ICAOS also provides that a parole violator shall be held and makes no provision for bail or bond. The person on parole remains in constructive custody until his sentence expires. Restated, their liberty is an extension of their confinement under final judgment and sentence. Whether the convicted person is in actual custody within the prison walls or in constructive custody within the prison of his parole, the rule is unchanging; there is simply no right to release on bail or bond from prison.”). Moreover, officials in a receiving state have been held to be bound by no bail determinations made by officials in a sending state under the predecessor statute to ICAOS. See, e.g., State ex rel. Ohio Adult Parole Auth. v. Coniglio, 610 N.E.2d 1196 (Ohio Ct. App. 1993) (probationer transferred from Pennsylvania and could not be released on personal recognizance as Ohio authorities were bound under the Compact by Pennsylvania decision as to consideration of probationer for release). States have recognized the propriety of the “no bail” requirements associated with ICAOS, even where there was no expressed prohibition. In State v. Hill, 334 N.W.2d 746 (Iowa 1981), the State Supreme Court held that Iowa authorities were agents of Nevada, the sending state, and that they could hold the parolee in their custody pending his return to Nevada. The trial court’s decision to admit the offender to bail notwithstanding a prohibition against such action was reversed. In Ex parte Womack, 455 S.W.2d 288 (Tex. Crim. App. 1970), the court found no error in denying bail to an offender subject to retaking as the Compact made no provision for bail. See also Aguilera v. California Department of Corrections, 247 Cal.App.2d 150 (1966); People ex rel. Tucker v. Kotsos, 368 N.E.2d 903 (Ill. 1977); People ex rel. Calloway v. Skinner, 300 N.E.2d 716 (N.Y. 1973); Hardy v. Warden of Queens House of Detention for Men, 288 N.Y.S.2d 541 (N.Y. Sup. 1968); January v. Porter, 453 P.2d 876 (Wash. 1969); Gaertner v. State, 150 N.W.2d 370 (Wis. 1967).
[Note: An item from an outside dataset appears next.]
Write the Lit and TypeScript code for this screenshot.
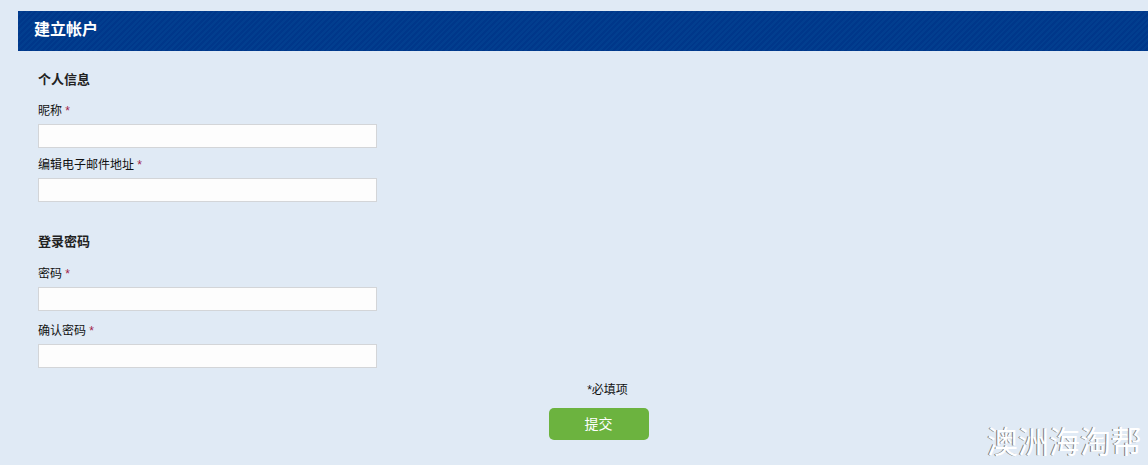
import { LitElement, html, css } from "lit";
import { customElement } from "lit/decorators.js";

@customElement("app-root")
export class AppRoot extends LitElement {
  static styles = css`
    :host {
      display: block;
      position: relative;
      height: 465px;
      overflow: hidden;
      box-sizing: border-box;
      padding: 11px 0 0 18px;
      background: #e0eaf5;
      font-family: "Liberation Sans", "Noto Sans CJK SC", sans-serif;
      color: #111;
      font-size: 12px;
    }

    .banner {
      height: 40px;
      box-sizing: border-box;
      padding: 0 0 7px 16px;
      display: flex;
      align-items: center;
      color: #fff;
      font-size: 16px;
      font-weight: 700;
      background: repeating-linear-gradient(
        135deg,
        #00378a 0 2px,
        #023e8f 2px 4px
      );
    }

    form {
      padding: 20px 0 0 20px;
      display: flex;
      flex-direction: column;
    }

    h2 {
      margin: 0 0 14px;
      font-size: 13px;
      line-height: 18px;
      font-weight: 700;
      color: #222;
    }

    .field {
      display: flex;
      flex-direction: column;
      margin-bottom: 9px;
    }

    label {
      line-height: 16px;
      margin-bottom: 5px;
    }

    .req {
      color: #a01c48;
    }

    input {
      width: 339px;
      height: 24px;
      box-sizing: border-box;
      margin: 0;
      background: #fdfdfd;
      border: 1px solid #d3d5d8;
      padding: 0 4px;
    }

    .password {
      margin-top: 22px;
    }

    .password h2 {
      margin-bottom: 15px;
    }

    .password .field {
      margin-bottom: 12px;
    }

    .foot {
      margin-left: -38px;
      width: 1197px;
      display: flex;
      flex-direction: column;
      align-items: center;
    }

    .foot p {
      margin: 1px 0 9px 18px;
      line-height: 18px;
    }

    button {
      width: 100px;
      height: 32px;
      border: 0;
      border-radius: 5px;
      padding: 0 0 2px;
      background: #6cb33f;
      color: #fff;
      font: inherit;
      font-size: 14px;
    }

    .mark {
      position: absolute;
      right: 6px;
      bottom: 4px;
      font-size: 31px;
      line-height: 36px;
      color: #fff;
      text-shadow: -1px 0 0 #777;
    }
  `;

  renderField(name: string) {
    return html`
      <div class="field">
        <label>${name} <span class="req">*</span></label>
        <input type="text" />
      </div>
    `;
  }

  render() {
    return html`
      <div class="banner">建立帐户</div>
      <form>
        <div class="group">
          <h2>个人信息</h2>
          ${this.renderField("昵称")} ${this.renderField("编辑电子邮件地址")}
        </div>
        <div class="group password">
          <h2>登录密码</h2>
          ${this.renderField("密码")} ${this.renderField("确认密码")}
        </div>
        <div class="foot">
          <p>*必填项</p>
          <button type="button">提交</button>
        </div>
      </form>
      <div class="mark">澳洲海淘帮</div>
    `;
  }
}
These concepts are equally compatible with Supreme Court guidance in cases involving juvenile detention. In Schall v. Martin, supra. the United States Supreme Court noted that ajuvenile’s “interest in freedom from institutional restraints . . . must be qualified by the recognition that juveniles, unlike adults, are always in some form of custody. Children, by definition, are not assumed to have the capacity to take care of themselves. They are assumed to be subject to the control of their parents, an if parental control falters, the State must play its part as parens patriae.” 467 U.S. 253, 265 (1984). Thus, the U.S. Supreme Court reiterated that juveniles do not enjoy the same level of constitutional protection as adults.
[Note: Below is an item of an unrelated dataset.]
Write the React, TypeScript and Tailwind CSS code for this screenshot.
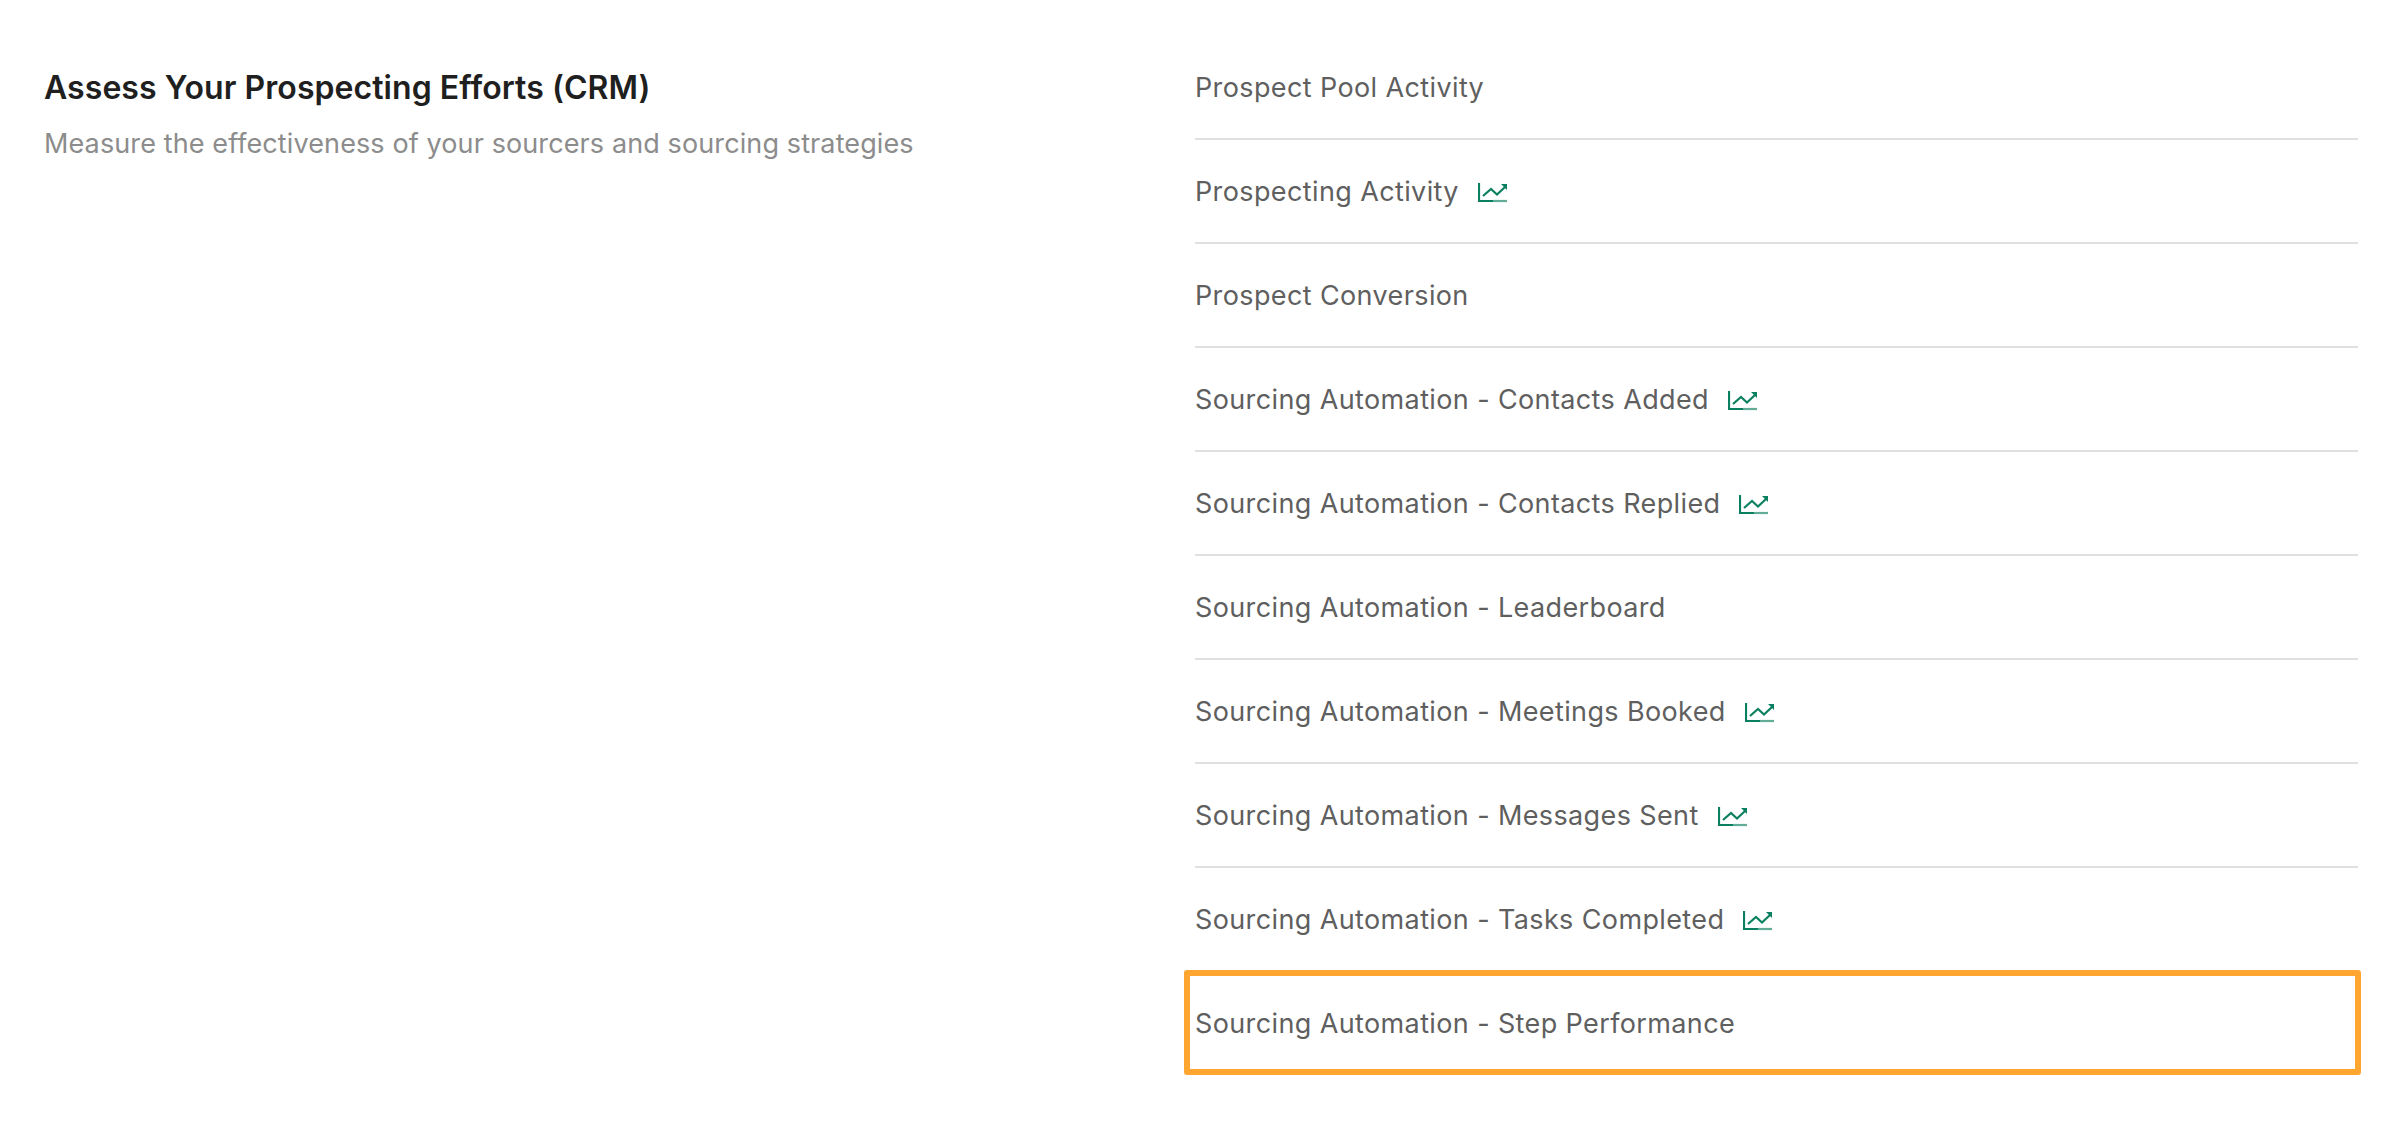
const rows = [
  { label: "Prospect Pool Activity", trend: false },
  { label: "Prospecting Activity", trend: true },
  { label: "Prospect Conversion", trend: false },
  { label: "Sourcing Automation - Contacts Added", trend: true },
  { label: "Sourcing Automation - Contacts Replied", trend: true },
  { label: "Sourcing Automation - Leaderboard", trend: false },
  { label: "Sourcing Automation - Meetings Booked", trend: true },
  { label: "Sourcing Automation - Messages Sent", trend: true },
  { label: "Sourcing Automation - Tasks Completed", trend: true },
];

function TrendIcon() {
  return (
    <svg width="30" height="20" viewBox="0 0 30 20" fill="none" className="ml-[19px] shrink-0 text-[#0b8060]">
      <path d="M1 0V18H15" stroke="currentColor" strokeWidth="2.2" />
      <path d="M15 18H29" stroke="currentColor" strokeWidth="2.2" strokeOpacity="0.65" />
      <path d="M5 13L13 6L19 11.5L27 4" stroke="currentColor" strokeWidth="2.2" />
      <path d="M23 1H29V7Z" fill="currentColor" />
    </svg>
  );
}

export default function App() {
  return (
    <div className="w-[2402px] h-[1136px] bg-white font-['Inter',sans-serif] flex px-[44px] overflow-hidden">
      <div className="w-[1151px] shrink-0 pt-[69px]">
        <h2 className="text-[32px] leading-[38px] font-semibold tracking-[0.06px] text-[#1f1f1f]">Assess Your Prospecting Efforts (CRM)</h2>
        <p className="mt-[18px] text-[27px] leading-[38px] tracking-[0.11px] text-[#8c8c8c]">Measure the effectiveness of your sourcers and sourcing strategies</p>
      </div>
      <div className="flex-1 pt-[36px]">
        {rows.map((row) => (
          <div key={row.label} className="h-[104px] pt-[3px] flex items-center border-b-2 border-[#e0e0e0] text-[27px] tracking-[0.38px] text-[#5f5f5f]">
            <span>{row.label}</span>
            {row.trend && <TrendIcon />}
          </div>
        ))}
        <div className="h-[105px] mt-[-2px] ml-[-11px] mr-[-3px] pl-[5px] pt-[4px] flex items-center border-[6px] border-[#ffa530] rounded-[3px] text-[27px] tracking-[0.38px] text-[#5f5f5f]">
          Sourcing Automation - Step Performance
        </div>
      </div>
    </div>
  );
}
But adjudicated youths cannot be held indefinitely. See Windsor v. Turner, 428 P.2d 740 (Okla. Crim. App. 1967) (offender on parole from New Mexico who committed new offenses in Oklahoma could not be held indefinitely under the compact and was therefore entitled to writ of habeas corpus when the trial in Oklahoma would not take place for a year and New Mexico authorities failed to issue a warrant for his return). See Morrissey v. Brewer, 408 U.S. 471, 481, 488 (1972) (“The revocation hearing must be tendered within a reasonable time after the parolee is taken into custody. A lapse of two months, as respondents suggest occurs in some cases, would not appear to be unreasonable”). See also Doggett v. United States, 505 U.S. 647, 651 (1992) (‘delays of less than a year (between indictment and trial) are as a general matter constitutionally adequate . . .’); accord Barker v. Wingo, 407 U.S. 514, 530 (1972).
PRACTICE NOTE:
The ICJ and its rules impose upon the member states (including courts of a member state) an absolute prohibition against admitting a juvenile to bond when the home/demanding state enters a warrant into NCIC as “not eligible for bond.”